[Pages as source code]
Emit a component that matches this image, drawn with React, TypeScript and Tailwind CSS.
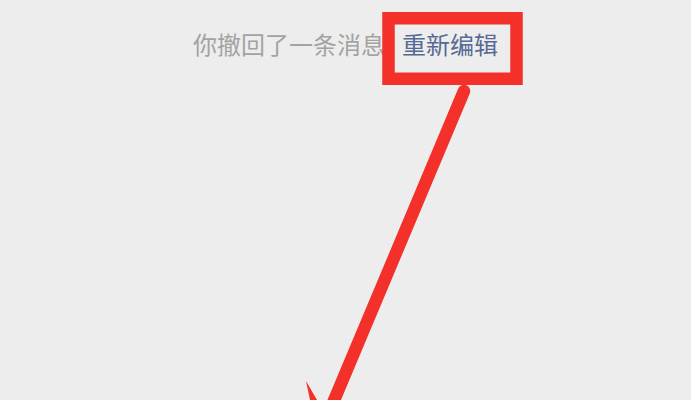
import React from "react";

const Annotation = () => (
  <svg
    className="absolute inset-0 pointer-events-none"
    width="691"
    height="400"
    viewBox="0 0 691 400"
  >
    <rect
      x="388.5"
      y="18.25"
      width="128"
      height="60.5"
      fill="none"
      stroke="#f3302a"
      strokeWidth="12.5"
    />
    <line
      x1="464"
      y1="91"
      x2="330"
      y2="410"
      stroke="#f3302a"
      strokeWidth="12.5"
      strokeLinecap="round"
    />
    <polygon points="306,381 310,400 317,400" fill="#f3302a" />
  </svg>
);

const App = () => {
  return (
    <div
      className="relative h-[400px] w-full overflow-hidden bg-[#ededed]"
      style={{ fontFamily: '"Noto Sans CJK SC", "Noto Sans", sans-serif' }}
    >
      <div className="flex justify-center pt-[32px] text-[24px] leading-[24px]">
        <span className="text-[#a3a3a3]">你撤回了一条消息</span>
        <span className="ml-[17px] text-[#566a93]">重新编辑</span>
      </div>
      <Annotation />
    </div>
  );
};

export default App;
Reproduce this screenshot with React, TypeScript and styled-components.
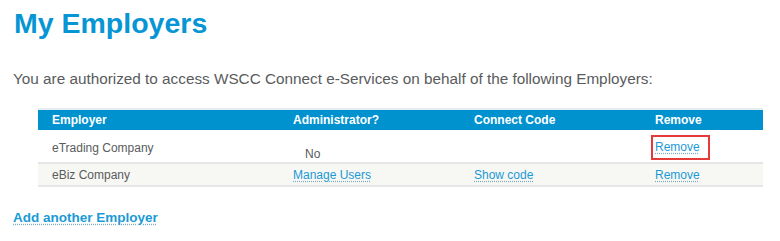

— What you have to do —
Each entry must be retyped word for word, with every image omitted.

— Response below —
Emit a component that matches this image, drawn with React, TypeScript and Tailwind CSS.
import React from "react";

const Annotation = () => (
  <svg
    className="absolute inset-0 pointer-events-none"
    width="691"
    height="400"
    viewBox="0 0 691 400"
  >
    <rect
      x="388.5"
      y="18.25"
      width="128"
      height="60.5"
      fill="none"
      stroke="#f3302a"
      strokeWidth="12.5"
    />
    <line
      x1="464"
      y1="91"
      x2="330"
      y2="410"
      stroke="#f3302a"
      strokeWidth="12.5"
      strokeLinecap="round"
    />
    <polygon points="306,381 310,400 317,400" fill="#f3302a" />
  </svg>
);

const App = () => {
  return (
    <div
      className="relative h-[400px] w-full overflow-hidden bg-[#ededed]"
      style={{ fontFamily: '"Noto Sans CJK SC", "Noto Sans", sans-serif' }}
    >
      <div className="flex justify-center pt-[32px] text-[24px] leading-[24px]">
        <span className="text-[#a3a3a3]">你撤回了一条消息</span>
        <span className="ml-[17px] text-[#566a93]">重新编辑</span>
      </div>
      <Annotation />
    </div>
  );
};

export default App;
Reproduce this screenshot with React, TypeScript and styled-components.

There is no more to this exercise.